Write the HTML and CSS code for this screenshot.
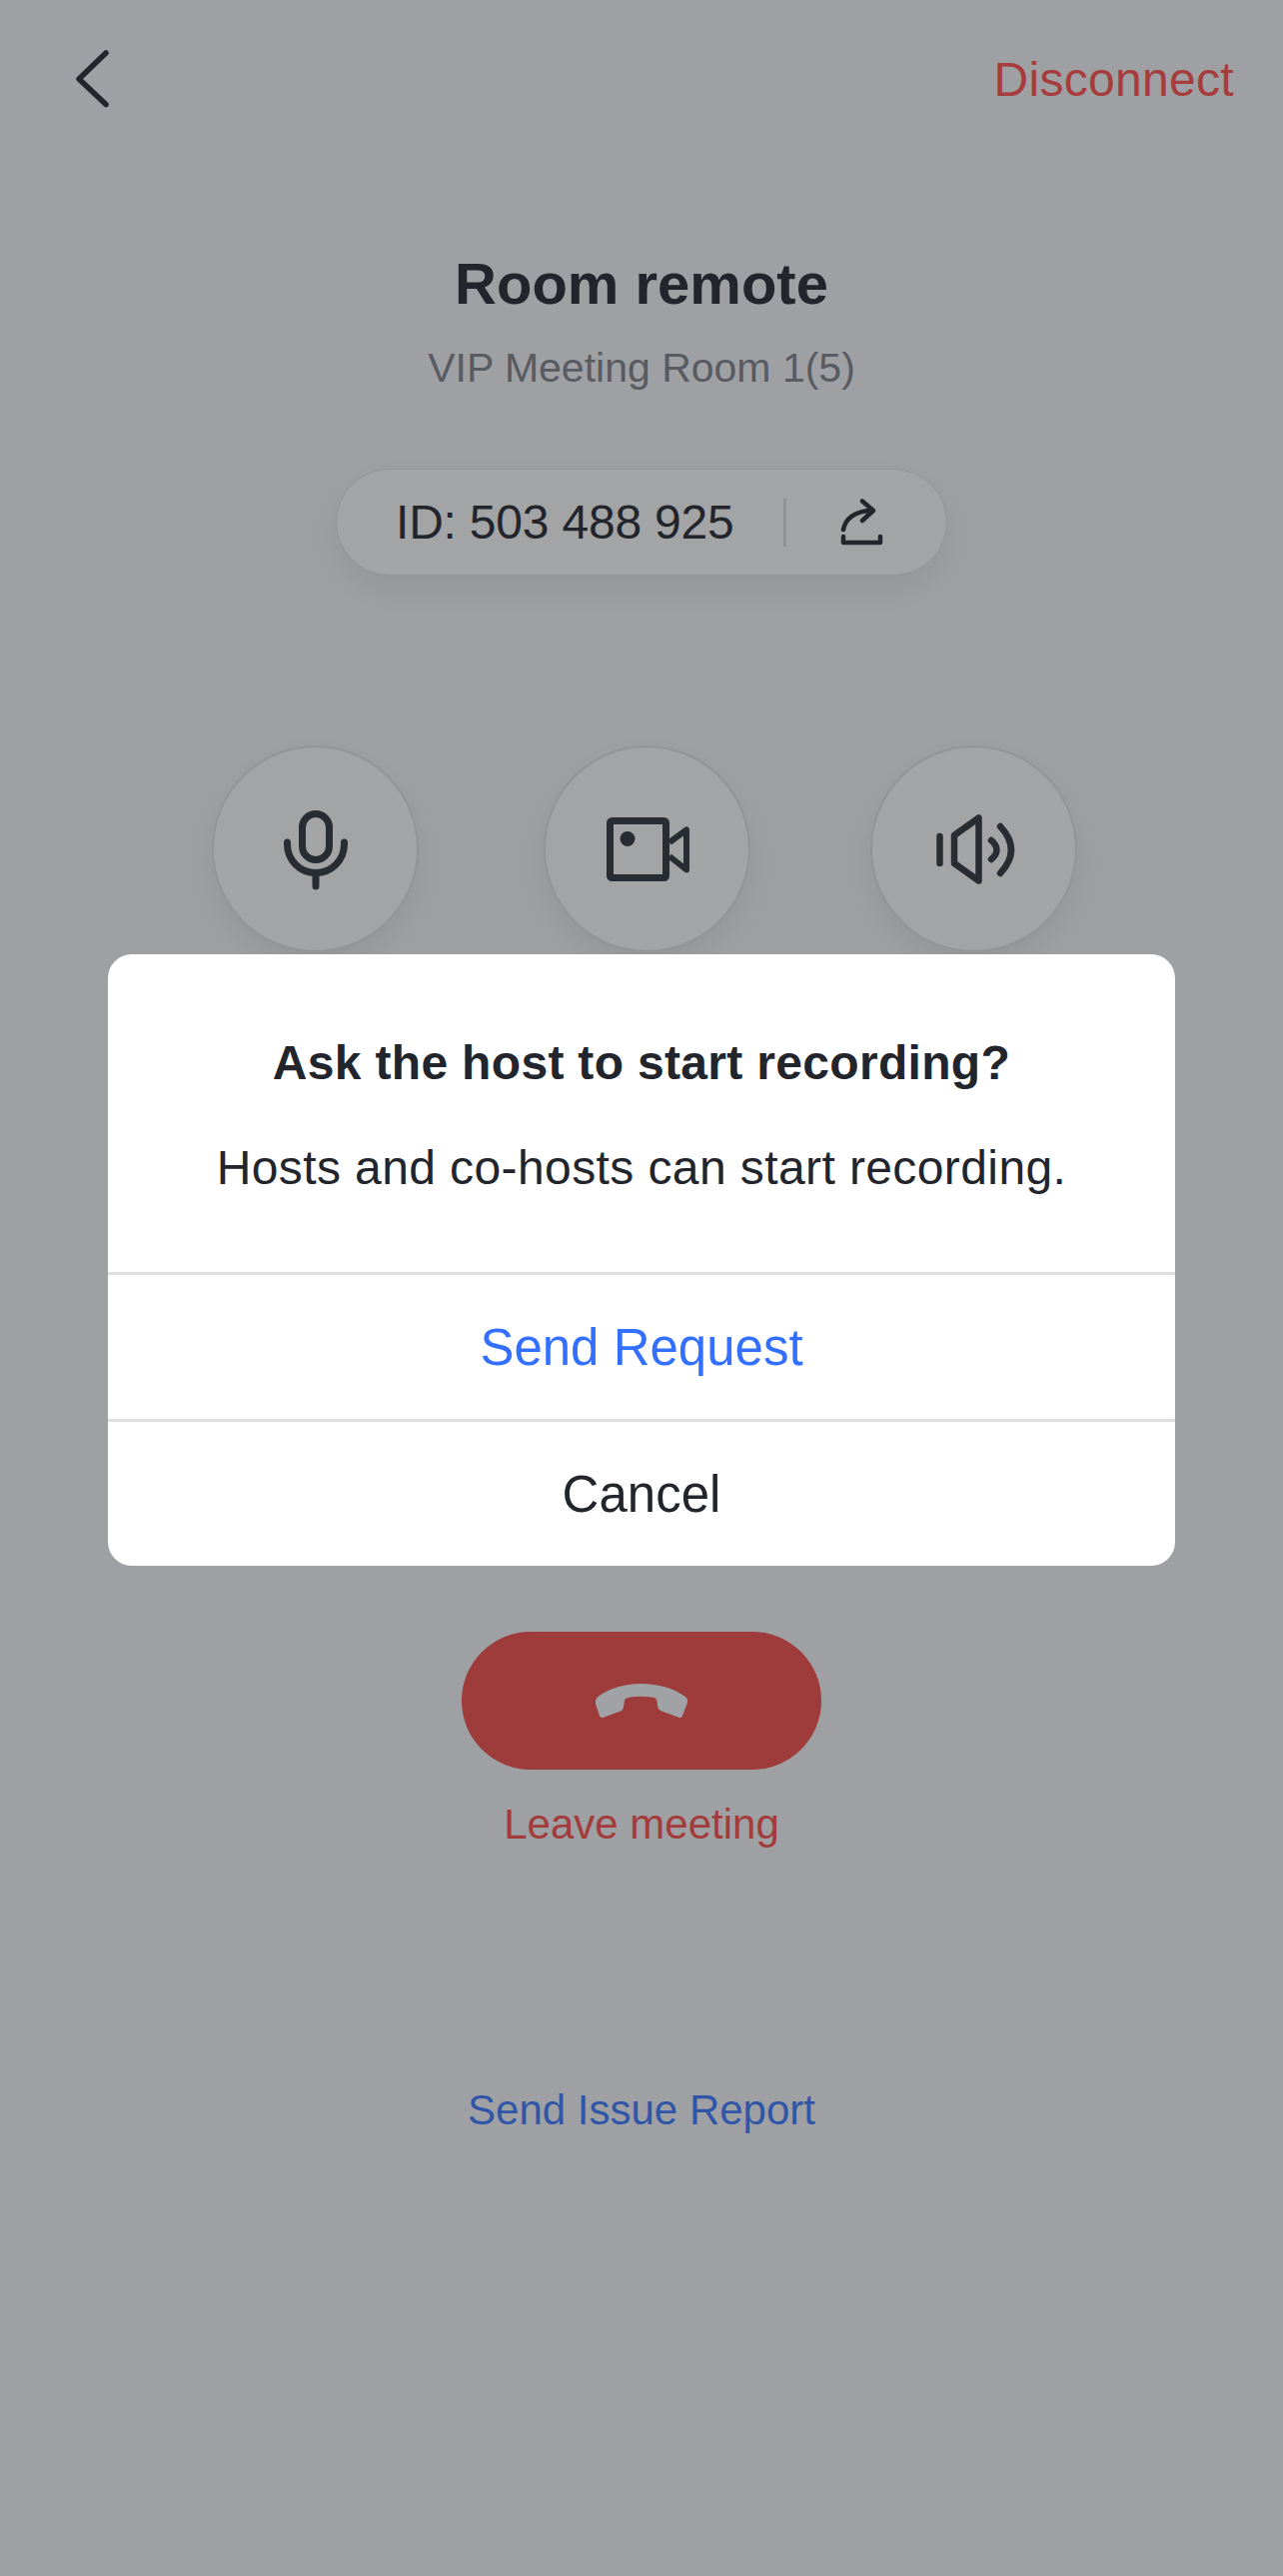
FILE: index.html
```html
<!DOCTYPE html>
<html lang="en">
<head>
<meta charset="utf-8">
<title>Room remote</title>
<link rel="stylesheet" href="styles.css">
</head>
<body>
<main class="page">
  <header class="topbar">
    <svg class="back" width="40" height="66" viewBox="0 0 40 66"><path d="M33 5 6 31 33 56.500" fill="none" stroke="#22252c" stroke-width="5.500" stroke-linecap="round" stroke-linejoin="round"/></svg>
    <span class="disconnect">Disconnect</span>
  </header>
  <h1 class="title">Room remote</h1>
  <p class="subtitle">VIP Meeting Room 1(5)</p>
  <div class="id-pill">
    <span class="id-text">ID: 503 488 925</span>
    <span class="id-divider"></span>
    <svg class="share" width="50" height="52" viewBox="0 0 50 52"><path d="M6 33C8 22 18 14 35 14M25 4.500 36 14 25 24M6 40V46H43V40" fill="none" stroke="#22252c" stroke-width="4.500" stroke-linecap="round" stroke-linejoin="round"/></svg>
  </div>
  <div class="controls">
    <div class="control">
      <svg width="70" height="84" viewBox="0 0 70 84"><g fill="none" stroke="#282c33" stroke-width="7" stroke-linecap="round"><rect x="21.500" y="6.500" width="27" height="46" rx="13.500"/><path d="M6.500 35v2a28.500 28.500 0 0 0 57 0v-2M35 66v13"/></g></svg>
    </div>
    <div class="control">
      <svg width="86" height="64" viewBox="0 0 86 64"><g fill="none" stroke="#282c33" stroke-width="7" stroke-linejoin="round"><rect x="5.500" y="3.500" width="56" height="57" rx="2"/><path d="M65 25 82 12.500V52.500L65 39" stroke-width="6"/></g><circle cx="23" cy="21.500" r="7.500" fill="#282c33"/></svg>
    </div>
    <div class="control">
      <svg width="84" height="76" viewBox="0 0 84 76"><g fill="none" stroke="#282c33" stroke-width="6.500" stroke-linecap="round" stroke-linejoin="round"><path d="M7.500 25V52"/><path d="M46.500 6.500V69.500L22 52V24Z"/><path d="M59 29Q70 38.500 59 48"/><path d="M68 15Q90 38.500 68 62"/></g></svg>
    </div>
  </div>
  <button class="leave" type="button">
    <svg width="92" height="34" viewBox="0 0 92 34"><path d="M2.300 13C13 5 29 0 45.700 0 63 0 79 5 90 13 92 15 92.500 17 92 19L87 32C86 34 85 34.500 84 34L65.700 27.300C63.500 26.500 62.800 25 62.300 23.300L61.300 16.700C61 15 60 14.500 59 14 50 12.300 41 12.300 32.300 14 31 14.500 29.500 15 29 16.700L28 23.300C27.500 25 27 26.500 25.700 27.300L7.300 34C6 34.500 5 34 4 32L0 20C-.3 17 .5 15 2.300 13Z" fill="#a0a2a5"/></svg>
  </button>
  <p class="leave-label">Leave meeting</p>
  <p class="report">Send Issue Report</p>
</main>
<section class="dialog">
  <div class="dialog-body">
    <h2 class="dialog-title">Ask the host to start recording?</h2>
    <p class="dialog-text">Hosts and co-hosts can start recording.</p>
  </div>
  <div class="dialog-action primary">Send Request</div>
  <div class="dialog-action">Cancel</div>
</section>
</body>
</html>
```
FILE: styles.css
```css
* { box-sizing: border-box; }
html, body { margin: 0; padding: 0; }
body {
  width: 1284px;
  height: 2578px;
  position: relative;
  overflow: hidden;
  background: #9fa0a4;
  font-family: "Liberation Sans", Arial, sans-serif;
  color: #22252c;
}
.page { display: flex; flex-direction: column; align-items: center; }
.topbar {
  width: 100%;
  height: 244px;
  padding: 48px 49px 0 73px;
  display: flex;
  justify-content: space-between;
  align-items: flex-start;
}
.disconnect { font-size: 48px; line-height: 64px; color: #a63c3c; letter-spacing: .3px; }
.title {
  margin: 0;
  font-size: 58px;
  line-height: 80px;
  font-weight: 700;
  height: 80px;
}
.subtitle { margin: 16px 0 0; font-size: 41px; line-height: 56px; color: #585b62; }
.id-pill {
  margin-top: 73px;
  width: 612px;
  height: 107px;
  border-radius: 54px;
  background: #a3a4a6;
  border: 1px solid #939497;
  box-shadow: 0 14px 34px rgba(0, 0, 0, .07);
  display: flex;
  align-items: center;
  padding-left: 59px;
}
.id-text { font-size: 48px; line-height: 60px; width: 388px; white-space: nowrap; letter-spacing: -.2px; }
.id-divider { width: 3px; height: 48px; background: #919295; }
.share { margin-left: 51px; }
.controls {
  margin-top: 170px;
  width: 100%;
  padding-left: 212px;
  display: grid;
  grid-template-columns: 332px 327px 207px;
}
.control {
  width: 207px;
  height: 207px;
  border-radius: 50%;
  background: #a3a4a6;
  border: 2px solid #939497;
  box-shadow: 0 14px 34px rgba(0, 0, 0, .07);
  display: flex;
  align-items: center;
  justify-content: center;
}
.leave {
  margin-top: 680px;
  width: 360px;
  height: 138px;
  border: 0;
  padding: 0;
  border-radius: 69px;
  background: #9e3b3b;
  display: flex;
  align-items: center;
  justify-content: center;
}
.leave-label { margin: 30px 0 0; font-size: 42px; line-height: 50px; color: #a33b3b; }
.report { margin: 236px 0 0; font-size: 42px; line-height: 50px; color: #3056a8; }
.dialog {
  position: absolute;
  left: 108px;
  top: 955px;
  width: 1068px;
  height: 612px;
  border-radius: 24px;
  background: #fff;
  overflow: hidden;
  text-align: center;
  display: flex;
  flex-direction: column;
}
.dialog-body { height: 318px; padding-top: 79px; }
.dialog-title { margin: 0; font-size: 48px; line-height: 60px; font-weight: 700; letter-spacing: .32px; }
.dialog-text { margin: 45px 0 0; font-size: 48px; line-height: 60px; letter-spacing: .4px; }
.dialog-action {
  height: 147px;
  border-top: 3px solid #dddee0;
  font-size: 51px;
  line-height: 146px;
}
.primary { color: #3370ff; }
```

-*-*-

EXERCISE:
Restate the whole listing above exactly, except for its images.

WRITTEN RESPONSE:
Write the HTML and CSS code for this screenshot.
FILE: index.html
```html
<!DOCTYPE html>
<html lang="en">
<head>
<meta charset="utf-8">
<title>Room remote</title>
<link rel="stylesheet" href="styles.css">
</head>
<body>
<main class="page">
  <header class="topbar">
    <svg class="back" width="40" height="66" viewBox="0 0 40 66"><path d="M33 5 6 31 33 56.500" fill="none" stroke="#22252c" stroke-width="5.500" stroke-linecap="round" stroke-linejoin="round"/></svg>
    <span class="disconnect">Disconnect</span>
  </header>
  <h1 class="title">Room remote</h1>
  <p class="subtitle">VIP Meeting Room 1(5)</p>
  <div class="id-pill">
    <span class="id-text">ID: 503 488 925</span>
    <span class="id-divider"></span>
    <svg class="share" width="50" height="52" viewBox="0 0 50 52"><path d="M6 33C8 22 18 14 35 14M25 4.500 36 14 25 24M6 40V46H43V40" fill="none" stroke="#22252c" stroke-width="4.500" stroke-linecap="round" stroke-linejoin="round"/></svg>
  </div>
  <div class="controls">
    <div class="control">
      <svg width="70" height="84" viewBox="0 0 70 84"><g fill="none" stroke="#282c33" stroke-width="7" stroke-linecap="round"><rect x="21.500" y="6.500" width="27" height="46" rx="13.500"/><path d="M6.500 35v2a28.500 28.500 0 0 0 57 0v-2M35 66v13"/></g></svg>
    </div>
    <div class="control">
      <svg width="86" height="64" viewBox="0 0 86 64"><g fill="none" stroke="#282c33" stroke-width="7" stroke-linejoin="round"><rect x="5.500" y="3.500" width="56" height="57" rx="2"/><path d="M65 25 82 12.500V52.500L65 39" stroke-width="6"/></g><circle cx="23" cy="21.500" r="7.500" fill="#282c33"/></svg>
    </div>
    <div class="control">
      <svg width="84" height="76" viewBox="0 0 84 76"><g fill="none" stroke="#282c33" stroke-width="6.500" stroke-linecap="round" stroke-linejoin="round"><path d="M7.500 25V52"/><path d="M46.500 6.500V69.500L22 52V24Z"/><path d="M59 29Q70 38.500 59 48"/><path d="M68 15Q90 38.500 68 62"/></g></svg>
    </div>
  </div>
  <button class="leave" type="button">
    <svg width="92" height="34" viewBox="0 0 92 34"><path d="M2.300 13C13 5 29 0 45.700 0 63 0 79 5 90 13 92 15 92.500 17 92 19L87 32C86 34 85 34.500 84 34L65.700 27.300C63.500 26.500 62.800 25 62.300 23.300L61.300 16.700C61 15 60 14.500 59 14 50 12.300 41 12.300 32.300 14 31 14.500 29.500 15 29 16.700L28 23.300C27.500 25 27 26.500 25.700 27.300L7.300 34C6 34.500 5 34 4 32L0 20C-.3 17 .5 15 2.300 13Z" fill="#a0a2a5"/></svg>
  </button>
  <p class="leave-label">Leave meeting</p>
  <p class="report">Send Issue Report</p>
</main>
<section class="dialog">
  <div class="dialog-body">
    <h2 class="dialog-title">Ask the host to start recording?</h2>
    <p class="dialog-text">Hosts and co-hosts can start recording.</p>
  </div>
  <div class="dialog-action primary">Send Request</div>
  <div class="dialog-action">Cancel</div>
</section>
</body>
</html>
```
FILE: styles.css
```css
* { box-sizing: border-box; }
html, body { margin: 0; padding: 0; }
body {
  width: 1284px;
  height: 2578px;
  position: relative;
  overflow: hidden;
  background: #9fa0a4;
  font-family: "Liberation Sans", Arial, sans-serif;
  color: #22252c;
}
.page { display: flex; flex-direction: column; align-items: center; }
.topbar {
  width: 100%;
  height: 244px;
  padding: 48px 49px 0 73px;
  display: flex;
  justify-content: space-between;
  align-items: flex-start;
}
.disconnect { font-size: 48px; line-height: 64px; color: #a63c3c; letter-spacing: .3px; }
.title {
  margin: 0;
  font-size: 58px;
  line-height: 80px;
  font-weight: 700;
  height: 80px;
}
.subtitle { margin: 16px 0 0; font-size: 41px; line-height: 56px; color: #585b62; }
.id-pill {
  margin-top: 73px;
  width: 612px;
  height: 107px;
  border-radius: 54px;
  background: #a3a4a6;
  border: 1px solid #939497;
  box-shadow: 0 14px 34px rgba(0, 0, 0, .07);
  display: flex;
  align-items: center;
  padding-left: 59px;
}
.id-text { font-size: 48px; line-height: 60px; width: 388px; white-space: nowrap; letter-spacing: -.2px; }
.id-divider { width: 3px; height: 48px; background: #919295; }
.share { margin-left: 51px; }
.controls {
  margin-top: 170px;
  width: 100%;
  padding-left: 212px;
  display: grid;
  grid-template-columns: 332px 327px 207px;
}
.control {
  width: 207px;
  height: 207px;
  border-radius: 50%;
  background: #a3a4a6;
  border: 2px solid #939497;
  box-shadow: 0 14px 34px rgba(0, 0, 0, .07);
  display: flex;
  align-items: center;
  justify-content: center;
}
.leave {
  margin-top: 680px;
  width: 360px;
  height: 138px;
  border: 0;
  padding: 0;
  border-radius: 69px;
  background: #9e3b3b;
  display: flex;
  align-items: center;
  justify-content: center;
}
.leave-label { margin: 30px 0 0; font-size: 42px; line-height: 50px; color: #a33b3b; }
.report { margin: 236px 0 0; font-size: 42px; line-height: 50px; color: #3056a8; }
.dialog {
  position: absolute;
  left: 108px;
  top: 955px;
  width: 1068px;
  height: 612px;
  border-radius: 24px;
  background: #fff;
  overflow: hidden;
  text-align: center;
  display: flex;
  flex-direction: column;
}
.dialog-body { height: 318px; padding-top: 79px; }
.dialog-title { margin: 0; font-size: 48px; line-height: 60px; font-weight: 700; letter-spacing: .32px; }
.dialog-text { margin: 45px 0 0; font-size: 48px; line-height: 60px; letter-spacing: .4px; }
.dialog-action {
  height: 147px;
  border-top: 3px solid #dddee0;
  font-size: 51px;
  line-height: 146px;
}
.primary { color: #3370ff; }
```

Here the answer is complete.